Putin schwer einzuschätzen
Der russische Machthaber Putin hat seinerseits bei einer Pressekonferenz mit internationalen Journalisten im Juni in Sankt Petersburg empört zurückgewiesen, dass Russland die NATO angreifen wolle. "Haben Sie völlig den Verstand verloren? Wer hat sich das ausgedacht? Das ist Müll. Es ist absoluter Unsinn", entgegnete Putin einem fragenden Journalisten.
Wie und wann Wladimir Putin allerdings auf das reagiert, was er als Provokation der NATO ansieht, ist schwer zu kalkulieren. Bei der Münchner Sicherheitskonferenz im Februar 2024 sagte der Osteuropa-Experte Andreas Umland vom "Stockholm Centre for Eastern European Studies", es gebe ein "Element des Wahnsinns" in Putins Entscheidungen. "Es gibt eine Rest-Unklarheit über die Rationalität der russischen Führung, die Sicherheitspolitiker veranlasst, sich auf ein Worst-Case-Szenario, einen Krieg mit Russland vorzubereiten", sagte Andreas Umland im Bayrischen Rundfunk.

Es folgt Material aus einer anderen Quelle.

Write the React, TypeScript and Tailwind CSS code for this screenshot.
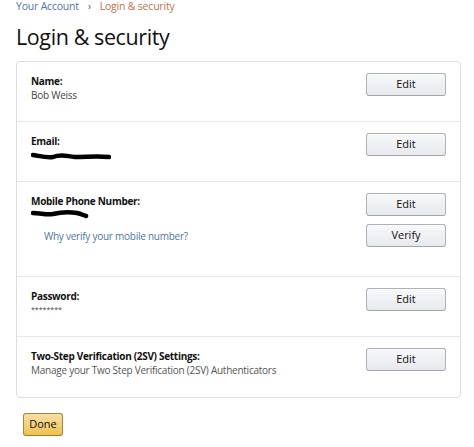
import React from 'react'

const font = { fontFamily: '"Open Sans", Arial, sans-serif' }

const EditButton = ({ label = 'Edit' }: { label?: string }) => (
  <button className="w-[80px] h-[23px] rounded-[3px] border border-[#adb1b8] border-b-[#a2a6ac] bg-gradient-to-b from-[#f7f8fa] to-[#e7e9ec] text-[11px] text-[#111] shadow-[inset_0_1px_0_rgba(255,255,255,0.6)]">
    {label}
  </button>
)

const Scribble = ({ width, d }: { width: number; d: string }) => (
  <svg width={width} height="10" viewBox={`0 0 ${width} 10`} className="block">
    <path d={d} stroke="#000" strokeWidth="4.5" strokeLinecap="round" fill="none" />
  </svg>
)

const Row = ({
  title,
  children,
  buttons,
  tall,
  last,
}: {
  title: string
  children?: React.ReactNode
  buttons: React.ReactNode
  tall?: boolean
  last?: boolean
}) => (
  <div className={`flex justify-between px-[14px] pt-[11px] ${tall ? 'h-[95px]' : 'h-[60px]'} ${last ? '' : 'border-b border-[#e7e7e7]'}`}>
    <div className="pt-[1px]">
      <div className="text-[10px] leading-[14px] font-bold text-[#111] tracking-[-0.3px]">{title}</div>
      {children}
    </div>
    <div className="flex flex-col gap-[8px]">{buttons}</div>
  </div>
)

export default function App() {
  return (
    <div className="w-[474px] h-[447px] bg-white overflow-hidden px-[16px]" style={font}>
      <div className="flex items-center gap-[9px] pt-[1px] text-[10.5px] leading-[10px] tracking-[-0.2px]">
        <span className="text-[#4f74ab]">Your Account</span>
        <span className="text-[#555] text-[10px]">›</span>
        <span className="text-[#c4714f]">Login &amp; security</span>
      </div>
      <h1 className="text-[21.5px] leading-[28px] text-[#111] tracking-[-0.4px] mt-[12px] mb-[10px]">Login &amp; security</h1>

      <div className="w-[445px] border border-[#ddd] rounded-[4px]">
        <Row title="Name:" buttons={<EditButton />}>
          <div className="text-[10px] leading-[14px] text-[#444] tracking-[-0.25px]">Bob Weiss</div>
        </Row>
        <Row title="Email:" buttons={<EditButton />}>
          <div className="mt-[3px]">
            <Scribble width={80} d="M2 4 C10 5 14 7 22 6 C30 3 34 5 44 6 C56 6 66 5 78 6" />
          </div>
        </Row>
        <Row
          title="Mobile Phone Number:"
          tall
          buttons={
            <>
              <EditButton />
              <EditButton label="Verify" />
            </>
          }
        >
          <div className="mt-[1px]">
            <Scribble width={58} d="M2 4 C10 4 14 6 22 5 C30 3 40 3 46 4 C50 5 52 6 55 7" />
          </div>
          <div className="text-[10px] leading-[14px] text-[#4f74ab] tracking-[-0.25px] mt-[10px] ml-[13px]">Why verify your mobile number?</div>
        </Row>
        <Row title="Password:" buttons={<EditButton />}>
          <div className="text-[7px] leading-[14px] text-[#444]">********</div>
        </Row>
        <Row title="Two-Step Verification (2SV) Settings:" last buttons={<EditButton />}>
          <div className="text-[10px] leading-[14px] text-[#555] tracking-[-0.25px]">Manage your Two Step Verification (2SV) Authenticators</div>
        </Row>
      </div>

      <button className="mt-[15px] ml-[7px] w-[40px] h-[23px] rounded-[3px] border border-[#a88734] border-b-[#9c7e31] bg-gradient-to-b from-[#f7dfa5] to-[#f0c14b] text-[11px] text-[#111]">
        Done
      </button>
    </div>
  )
}
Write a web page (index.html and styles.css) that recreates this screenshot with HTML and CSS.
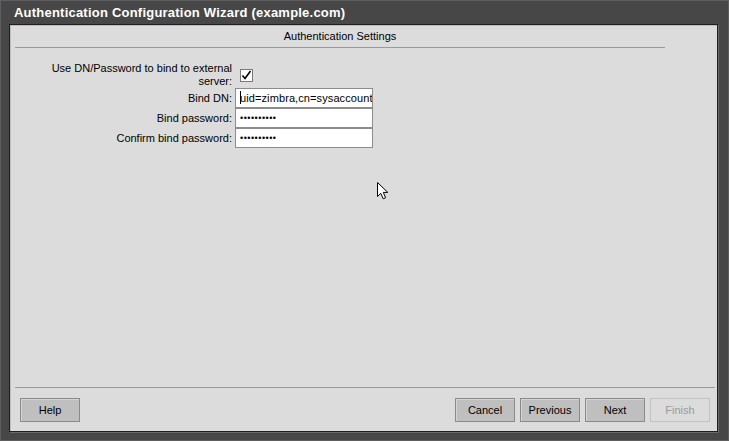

Der deutsche Verteidigungsminister Boris Pistorius wird auch nicht müde, davor zu warnen, dass ein autoritäres Russland die größte Gefahr für die NATO darstelle. In fünf bis acht Jahren könne Russland in der Lage sein, die NATO anzugreifen. Deshalb müsse man kriegstüchtig werden, heißt es von Pistorius seit 2023. Russland hat seine Rüstung, auch die nukleare Rüstung, in den letzten Jahren erheblich verstärkt. Deshalb wollen die USA in Deutschland neue Mittelstreckenwaffen stationieren, die auch nuklear bewaffnet werden könnten.